Manson carries on running correspondence with as many of the people who write to him as he can. He also apparently writes to some who have no desire to be his pen pal, sending four letters to me in the preceding years. In 1986, the book Manson in His Own Words (“as told to Nuel Emmons”) was published in hardcover. The thoughts may be Manson’s, but the diction clearly is not. Dedicated “to destroying a myth,” Manson, instead, tries to perpetuate the myth he and his most ardent followers invented, that the Tate-LaBianca murders were “the girls’” idea. Manson admits, in a roundabout fashion, that he thereafter ordered the two LaBianca killings, but continues to deny ordering the five Tate murders on the first night.
Near the conclusion of his book, Manson writes: “There are days when I get caught up in being the most notorious convict of all time. In that frame of mind I get off on all the publicity, and I’m pleased when some fool writes and offers to ‘off some pigs’ for me. I’ve had girls come to visit me with their babies in their arms and say, ‘Charlie, I’d do anything in the world for you.

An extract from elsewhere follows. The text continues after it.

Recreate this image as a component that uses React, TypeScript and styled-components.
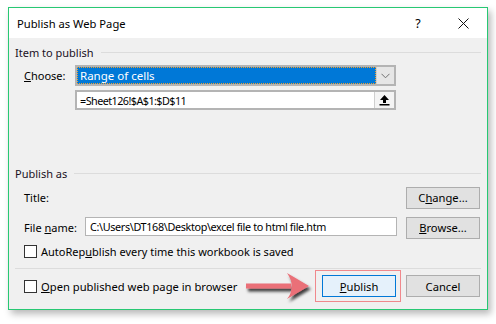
import React from 'react'
import styled, { createGlobalStyle } from 'styled-components'

const GlobalStyle = createGlobalStyle`
  html, body {
    margin: 0;
    padding: 0;
    background: #ffffff;
  }
  body {
    font-family: 'Noto Sans', 'Open Sans', sans-serif;
    font-size: 11px;
    color: #000;
  }
`

const Page = styled.div`
  width: 496px;
  height: 324px;
  padding: 7px 0 0 8px;
  box-sizing: border-box;
  overflow: hidden;
`

const Dialog = styled.div`
  width: 480px;
  height: 303px;
  box-sizing: border-box;
  border: 1px solid #27c873;
  background: #f0f0f0;
  box-shadow: 3px 4px 7px rgba(0, 0, 0, 0.28);
  display: flex;
  flex-direction: column;
`

const TitleBar = styled.div`
  height: 30px;
  background: #ffffff;
  display: flex;
  align-items: center;
  padding-left: 8px;
  font-size: 11.2px;
`

const TitleText = styled.div`
  flex: 1;
`

const TitleIcon = styled.div<{ $w: number; $gap?: number }>`
  width: ${p => p.$w}px;
  margin-right: ${p => p.$gap || 0}px;
  display: flex;
  justify-content: center;
  align-items: center;
  font-size: 12.5px;
`

const Body = styled.div`
  flex: 1;
  padding: 6px 6px 0 6px;
  display: flex;
  flex-direction: column;
`

const GroupHeader = styled.div<{ $top?: number }>`
  display: flex;
  align-items: center;
  height: 16px;
  margin-top: ${p => p.$top || 0}px;
  color: #1a1024;
  span {
    white-space: nowrap;
  }
  &::after {
    content: '';
    flex: 1;
    height: 1px;
    background: #dcdcdc;
    margin-left: 7px;
  }
`

const Row = styled.div<{ $top: number; $h: number }>`
  display: flex;
  align-items: center;
  margin-top: ${p => p.$top}px;
  height: ${p => p.$h}px;
`

const Label = styled.div<{ $w: number }>`
  width: ${p => p.$w}px;
  margin-left: 9px;
  white-space: nowrap;
  flex-shrink: 0;
`

const Key = styled.span`
  text-decoration: underline;
  text-underline-offset: 1px;
`

const SelectBox = styled.div`
  width: 321px;
  height: 21px;
  box-sizing: border-box;
  border: 2px solid #b4b4b4;
  background: #fff;
  display: flex;
`

const SelectValue = styled.div`
  flex: 1;
  background: #0078d7;
  color: #fff;
  outline: 1px dotted #f0a030;
  outline-offset: -1px;
  display: flex;
  align-items: center;
  padding-left: 3px;
  font-size: 11.5px;
`

const DropButton = styled.div`
  width: 17px;
  background: #e6e6e6;
  border-left: 1px solid #d0d0d0;
  display: flex;
  align-items: center;
  justify-content: center;
`

const RangeBox = styled.div`
  width: 321px;
  height: 20px;
  box-sizing: border-box;
  border: 2px solid #b4b4b4;
  background: #fff;
  display: flex;
  margin-left: 60px;
`

const RangeText = styled.div`
  flex: 1;
  display: flex;
  align-items: center;
  padding-left: 3px;
  font-size: 10.8px;
  letter-spacing: -0.55px;
`

const CollapseButton = styled.div`
  width: 19px;
  background: #f4f4f4;
  border-left: 1px solid #cfcfcf;
  display: flex;
  align-items: center;
  justify-content: center;
`

const TextInput = styled.div`
  width: 312px;
  height: 19px;
  box-sizing: border-box;
  border: 1px solid #b4b4b4;
  background: #fff;
  display: flex;
  align-items: center;
  padding-left: 4px;
  font-size: 10.8px;
  letter-spacing: -0.35px;
  margin-bottom: 3px;
  white-space: nowrap;
  overflow: hidden;
`

const Button = styled.div<{ $primary?: boolean }>`
  width: 74px;
  height: 22px;
  box-sizing: border-box;
  border: 1px solid ${p => (p.$primary ? '#0078d7' : '#adadad')};
  background: ${p => (p.$primary ? '#e5f1fb' : '#e1e1e1')};
  display: flex;
  align-items: center;
  justify-content: center;
  font-size: 11.2px;
  flex-shrink: 0;
`

const RightButton = styled(Button)`
  margin-left: auto;
  margin-right: 1px;
`

const Check = styled.div`
  width: 13px;
  height: 13px;
  box-sizing: border-box;
  border: 1px solid #333;
  background: #fff;
  margin-left: 9px;
  margin-right: 4px;
  flex-shrink: 0;
`

const CheckLabel = styled.div<{ $size: number }>`
  font-size: ${p => p.$size}px;
  white-space: nowrap;
`

const Separator = styled.div`
  height: 1px;
  background: #dcdcdc;
  margin-top: 9px;
`

const Highlight = styled.div`
  border: 1px solid #f0888c;
  padding: 4px 4px 4px 6px;
  margin-left: 4px;
  flex-shrink: 0;
`

const ArrowSvg = styled.svg`
  margin-left: auto;
  overflow: visible;
  flex-shrink: 0;
`

const CancelButton = styled(Button)`
  margin-left: 5px;
  margin-right: 1px;
`

function Chevron() {
  return (
    <svg width="9" height="6" viewBox="0 0 9 6">
      <path d="M0.5 0.8 L4.5 4.8 L8.5 0.8" fill="none" stroke="#707070" strokeWidth="1" />
    </svg>
  )
}

function CollapseIcon() {
  return (
    <svg width="11" height="12" viewBox="0 0 11 12">
      <path d="M5.5 1 L10 6 L7 6 L7 9 L4 9 L4 6 L1 6 Z" fill="#000" />
      <rect x="0.5" y="10" width="10" height="1.5" fill="#000" />
    </svg>
  )
}

function CloseIcon() {
  return (
    <svg width="11" height="11" viewBox="0 0 11 11">
      <path d="M0.5 0.5 L10.5 10.5 M10.5 0.5 L0.5 10.5" stroke="#111" strokeWidth="1" />
    </svg>
  )
}

function PointerArrow() {
  return (
    <ArrowSvg width="66" height="32" viewBox="0 0 66 32">
      <defs>
        <filter id="arrowShadow" x="-20%" y="-30%" width="150%" height="170%">
          <feDropShadow dx="2" dy="3" stdDeviation="1.6" floodColor="#000" floodOpacity="0.75" />
        </filter>
      </defs>
      <g filter="url(#arrowShadow)">
        <rect x="1" y="13.5" width="45" height="5" fill="#ea6f78" />
        <path d="M64 16 L42 3 Q47 10 46.5 16 Q47 23 42 29 Z" fill="#ea6f78" />
      </g>
    </ArrowSvg>
  )
}

export default function App() {
  return (
    <Page>
      <GlobalStyle />
      <Dialog>
        <TitleBar>
          <TitleText>Publish as Web Page</TitleText>
          <TitleIcon $w={20} $gap={11}>?</TitleIcon>
          <TitleIcon $w={48}>
            <CloseIcon />
          </TitleIcon>
        </TitleBar>
        <Body>
          <GroupHeader>
            <span>Item to publish</span>
          </GroupHeader>
          <Row $top={5} $h={21}>
            <Label $w={51}>
              <Key>C</Key>hoose:
            </Label>
            <SelectBox>
              <SelectValue>Range of cells</SelectValue>
              <DropButton>
                <Chevron />
              </DropButton>
            </SelectBox>
          </Row>
          <Row $top={4} $h={20}>
            <RangeBox>
              <RangeText>=Sheet126!$A$1:$D$11</RangeText>
              <CollapseButton>
                <CollapseIcon />
              </CollapseButton>
            </RangeBox>
          </Row>

          <GroupHeader $top={55}>
            <span>Publish as</span>
          </GroupHeader>
          <Row $top={6} $h={21}>
            <Label $w={61}>Title:</Label>
            <RightButton>
              C<Key>h</Key>ange...
            </RightButton>
          </Row>
          <Row $top={9} $h={21}>
            <Label $w={61}>
              File <Key>n</Key>ame:
            </Label>
            <TextInput>C:\Users\DT168\Desktop\excel file to html file.htm</TextInput>
            <RightButton>
              <Key>B</Key>rowse...
            </RightButton>
          </Row>
          <Row $top={6} $h={15}>
            <Check />
            <CheckLabel $size={11}>
              AutoRep<Key>u</Key>blish every time this workbook is saved
            </CheckLabel>
          </Row>
          <Separator />
          <Row $top={1} $h={32}>
            <Check />
            <CheckLabel $size={11.2}>
              <Key>O</Key>pen published web page in browser
            </CheckLabel>
            <PointerArrow />
            <Highlight>
              <Button $primary>
                <Key>P</Key>ublish
              </Button>
            </Highlight>
            <CancelButton>Cancel</CancelButton>
          </Row>
        </Body>
      </Dialog>
    </Page>
  )
}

I’m raising my baby in your image.’ Those letters and visits used to delight me, but that’s my individual sickness. What sickness is it that keeps sending me kids and followers? It’s your world out there that does it. I don’t solicit my mail or ask anyone to come and visit me. Yet the mail continues to arrive and your pretty little flowers of innocence keep showing up at the gate.”
From these relatively benign words, Manson abruptly changes, and after saying he doesn’t think he’ll ever be released, closes his book in vintage fashion with these ominously ambiguous words: “My eyes are cameras. My mind is tuned to more television channels than exist in your world. And it suffers no censorship. Through it, I have a world and the universe as my own. So…know that only a body is in prison. At my will, I walk your streets and am right out there among you.”

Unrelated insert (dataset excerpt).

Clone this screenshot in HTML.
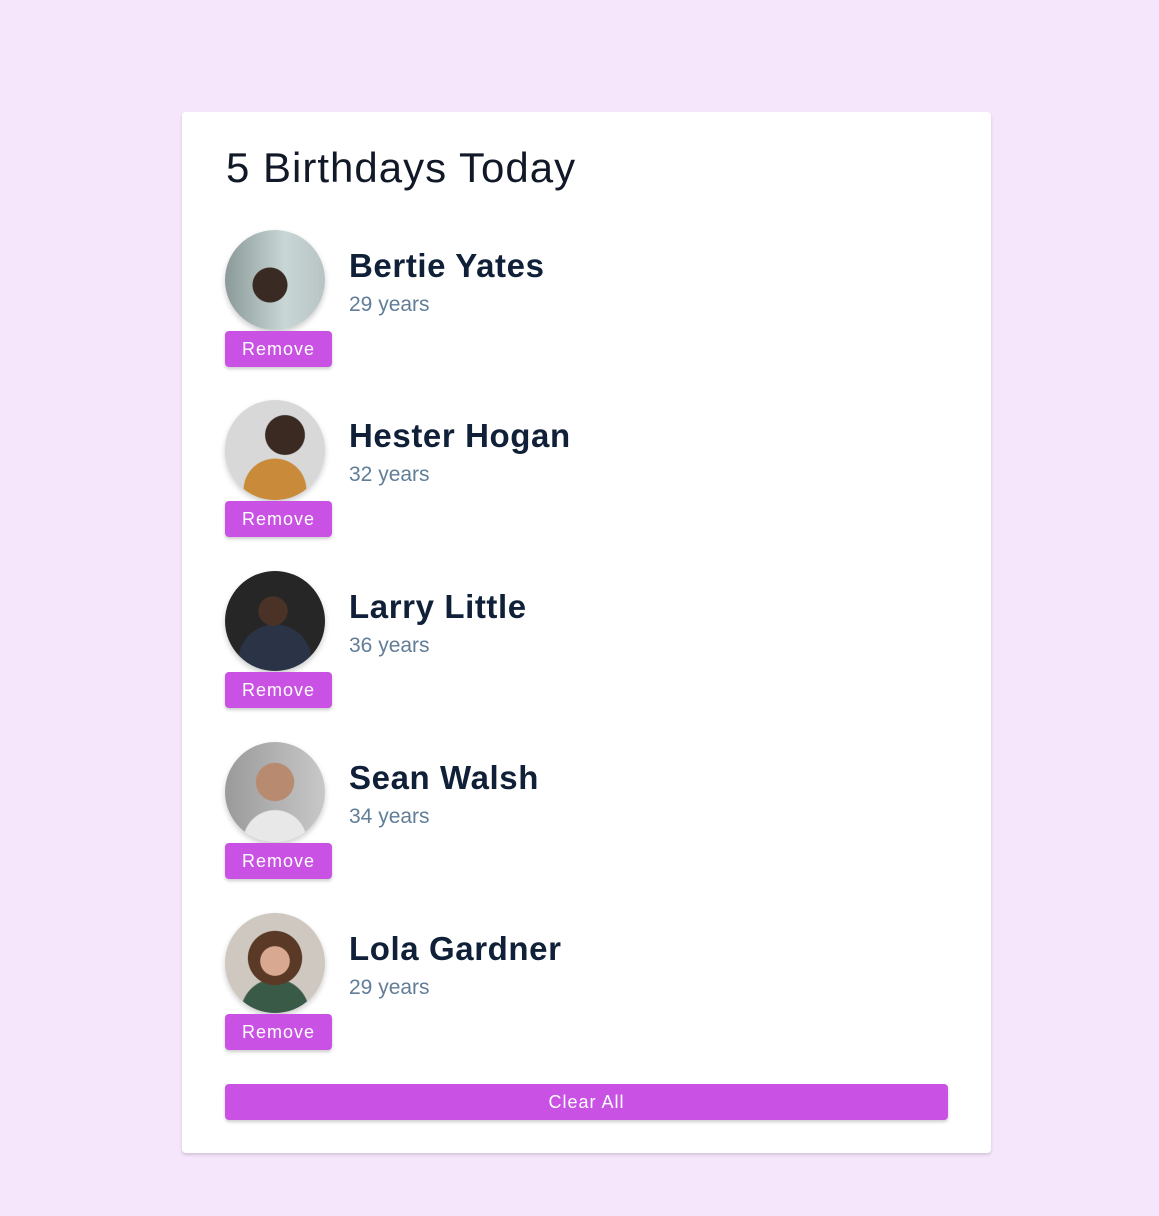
<!DOCTYPE html>
<html><head><meta charset="utf-8"><style>
*{box-sizing:border-box;margin:0;padding:0}
html,body{width:1159px;height:1216px;background:#f6e6fc;font-family:"Liberation Sans",sans-serif;overflow:hidden}
.card{position:absolute;left:182px;top:112px;width:809px;height:1041px;background:#fff;border-radius:4px;box-shadow:0 2px 3px rgba(0,0,0,.15)}
h3{position:absolute;left:44px;top:32px;font-size:42px;font-weight:400;letter-spacing:1px;color:#111827}
.row{position:absolute;left:43px;width:600px;height:140px}
.av{position:absolute;left:0;top:0;width:100px;height:100px;border-radius:50%;box-shadow:0 3px 6px rgba(0,0,0,.2)}
.btn{position:absolute;left:0;top:101px;width:107px;height:36px;background:#c952e5;color:#fff;border-radius:4px;font-size:18px;text-align:center;line-height:36px;letter-spacing:1px;box-shadow:0 2px 3px rgba(0,0,0,.2)}
.name{position:absolute;left:124px;top:17px;font-size:33px;font-weight:700;color:#102038;letter-spacing:0.6px;white-space:nowrap}
.yrs{position:absolute;left:124px;top:63px;font-size:21px;color:#617d98;white-space:nowrap}
.clear{position:absolute;left:43px;top:972px;width:723px;height:36px;background:#c952e5;color:#fff;border-radius:4px;font-size:18px;text-align:center;line-height:36px;letter-spacing:1px;box-shadow:0 2px 3px rgba(0,0,0,.2)}
</style></head><body>
<div class="card">
<h3>5 Birthdays Today</h3>
<div class="row" style="top:118px"><div class="av" style="background:radial-gradient(circle at 45% 55%,#3a2a24 0 22%,transparent 23%),linear-gradient(90deg,#8a9a98,#c9d6d6 60%,#b8c4c4)"></div><div class="btn">Remove</div><div class="name">Bertie Yates</div><div class="yrs">29 years</div></div>
<div class="row" style="top:288px"><div class="av" style="background:radial-gradient(circle at 50% 90%,#c98a3a 0 30%,transparent 31%),radial-gradient(circle at 60% 35%,#3a2a22 0 22%,transparent 23%),#d8d8d8"></div><div class="btn">Remove</div><div class="name">Hester Hogan</div><div class="yrs">32 years</div></div>
<div class="row" style="top:459px"><div class="av" style="background:radial-gradient(circle at 48% 40%,#4a3226 0 18%,transparent 19%),radial-gradient(circle at 50% 90%,#2a3446 0 35%,transparent 36%),#262626"></div><div class="btn">Remove</div><div class="name">Larry Little</div><div class="yrs">36 years</div></div>
<div class="row" style="top:630px"><div class="av" style="background:radial-gradient(circle at 50% 40%,#b88a70 0 24%,transparent 25%),radial-gradient(circle at 50% 100%,#e8e8e8 0 28%,transparent 29%),linear-gradient(90deg,#9a9a9a,#c8c8c8)"></div><div class="btn">Remove</div><div class="name">Sean Walsh</div><div class="yrs">34 years</div></div>
<div class="row" style="top:801px"><div class="av" style="background:radial-gradient(circle at 50% 48%,#d8a890 0 20%,transparent 21%),radial-gradient(circle at 50% 45%,#5a3a26 0 36%,transparent 37%),radial-gradient(circle at 50% 100%,#3a5a48 0 30%,transparent 31%),#cfc8c0"></div><div class="btn">Remove</div><div class="name">Lola Gardner</div><div class="yrs">29 years</div></div>
<div class="clear">Clear All</div>
</div>
</body></html>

Life behind bars hasn’t dashed Manson’s desire to be a recording star. From his cell in Vacaville in 1982, Manson recorded his second album, tit
led Charlie Manson’s Good Time Gospel Hour. Manson sings ballads he composed about his life and that of his pals on San Quentin’s Death Row. The sounds of nearby television and flushing toilets can be heard in the background. Manson’s first album, called LIE (the photo on the jacket is the one of him on the December 19, 1969, cover of Life magazine), was taped, portentously, on August 9, 1968, exactly one year before the Tate murders. With several of the Manson Family girls providing choral backup, Manson sings his own compositions. Both albums have gone through several bootleg editions and are considered such rare collectibles that one alternative music store owner told me if he ever got his hands on either one, “I wouldn’t sell them. They’re too valuable.”

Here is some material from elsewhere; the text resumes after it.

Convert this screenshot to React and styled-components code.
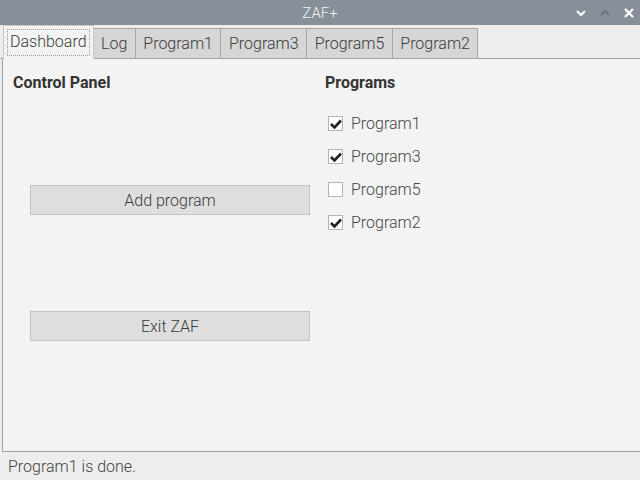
import React from 'react';
import styled, { createGlobalStyle } from 'styled-components';

const Global = createGlobalStyle`
  html, body { margin: 0; padding: 0; background: #f3f3f3; }
  body { font-family: Roboto, "Liberation Sans", sans-serif; }
`;

const Window = styled.div`
  width: 640px;
  height: 480px;
  display: flex;
  flex-direction: column;
  background: #ededed;
  overflow: hidden;
`;

const TitleBar = styled.div`
  height: 25px;
  flex: none;
  background: #878f99;
  position: relative;
  display: flex;
  align-items: center;
  justify-content: center;
  color: #f2f4f6;
  font-size: 15px;
  font-weight: 300;
`;

const WinButtons = styled.div`
  position: absolute;
  right: 6px;
  top: 0;
  height: 25px;
  display: flex;
  align-items: center;
  gap: 14px;
`;

const TabBar = styled.div`
  height: 34px;
  flex: none;
  display: flex;
  align-items: flex-end;
  padding-left: 3px;
  border-bottom: 1px solid #a3a3a3;
  box-sizing: border-box;
`;

const Tab = styled.div`
  box-sizing: border-box;
  height: ${p => (p.active ? '34px' : '30px')};
  margin-bottom: ${p => (p.active ? '-1px' : '0')};
  padding: 0 ${p => (p.active ? '3px' : '7.5px')};
  display: flex;
  align-items: center;
  font-size: 16px;
  font-weight: 300;
  color: #3a3a3a;
  background: ${p => (p.active ? '#f3f3f3' : '#d6d6d6')};
  border: 1px solid ${p => (p.active ? '#c8c8c8' : '#a5a5a5')};
  border-bottom: ${p => (p.active ? 'none' : '0')};
  & + & { border-left: ${p => (p.active ? '1px solid #c8c8c8' : 'none')}; }
`;

const Focus = styled.span`
  border: 1px dotted #9a9a9a;
  padding: 2px 2px 3px;
  line-height: 20px;
`;

const Panel = styled.div`
  flex: 1;
  background: #f3f3f3;
  border-left: 1px solid #a3a3a3;
  margin-left: 2px;
  display: grid;
  grid-template-columns: 312px 1fr;
  padding: 13px 0 0 10px;
  border-bottom: 1px solid #a3a3a3;
`;

const Column = styled.div`
  display: flex;
  flex-direction: column;
`;

const Heading = styled.div`
  font-weight: bold;
  font-size: 16px;
  color: #333;
  line-height: 22px;
  margin-bottom: ${p => p.gap || 0}px;
`;

const Button = styled.div`
  margin: ${p => p.top}px 0 0 17px;
  width: 280px;
  height: 30px;
  box-sizing: border-box;
  background: #dedede;
  border: 1px solid #c2c2c2;
  display: flex;
  align-items: center;
  justify-content: center;
  font-size: 16px;
  font-weight: 300;
  color: #3a3a3a;
`;

const CheckRow = styled.label`
  display: flex;
  align-items: center;
  height: 33px;
  padding-left: 3px;
  font-size: 16px;
  font-weight: 300;
  color: #444;
`;

const Box = styled.span`
  width: 15px;
  height: 15px;
  box-sizing: border-box;
  border: 1px solid #b4b4b4;
  background: #fff;
  margin-right: 8px;
  display: flex;
  align-items: center;
  justify-content: center;
`;

const StatusBar = styled.div`
  height: 28px;
  flex: none;
  display: flex;
  align-items: center;
  padding-left: 8px;
  font-size: 16px;
  font-weight: 300;
  color: #444;
`;

const Check = () => (
  <svg width="12" height="10" viewBox="0 0 12 10">
    <path d="M1 5 L4.5 8.5 L11 1.5" fill="none" stroke="#222" strokeWidth="2.6" />
  </svg>
);

const programs = [
  { name: 'Program1', on: true },
  { name: 'Program3', on: true },
  { name: 'Program5', on: false },
  { name: 'Program2', on: true },
];

export default function App() {
  return (
    <Window>
      <Global />
      <TitleBar>
        ZAF+
        <WinButtons>
          <svg width="10" height="8" viewBox="0 0 10 8">
            <path d="M1 2 L5 6 L9 2" fill="none" stroke="#fff" strokeWidth="2" />
          </svg>
          <svg width="10" height="8" viewBox="0 0 10 8">
            <path d="M1 6 L5 2 L9 6" fill="none" stroke="#6a7079" strokeWidth="2" />
          </svg>
          <svg width="10" height="10" viewBox="0 0 10 10">
            <path d="M1 1 L9 9 M9 1 L1 9" fill="none" stroke="#fff" strokeWidth="2.2" />
          </svg>
        </WinButtons>
      </TitleBar>
      <TabBar>
        <Tab active><Focus>Dashboard</Focus></Tab>
        {['Log', 'Program1', 'Program3', 'Program5', 'Program2'].map(t => (
          <Tab key={t}>{t}</Tab>
        ))}
      </TabBar>
      <Panel>
        <Column>
          <Heading>Control Panel</Heading>
          <Button top={91}>Add program</Button>
          <Button top={96}>Exit ZAF</Button>
        </Column>
        <Column>
          <Heading gap={13}>Programs</Heading>
          {programs.map(p => (
            <CheckRow key={p.name}>
              <Box>{p.on && <Check />}</Box>
              {p.name}
            </CheckRow>
          ))}
        </Column>
      </Panel>
      <StatusBar>Program1 is done.</StatusBar>
    </Window>
  );
}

Remarkably, there are some who heap scalding criticism on those in the music industry who never gave Manson a chance when he got out of prison in 1967. If he had been given a real opportunity, they add, most likely the murders would never have taken place. While this is possibly true, that type of “but for” causation could be used to argue that if someone had bought Hitler’s paintings in Vienna in 1912 perhaps we wouldn’t have had the Second World War.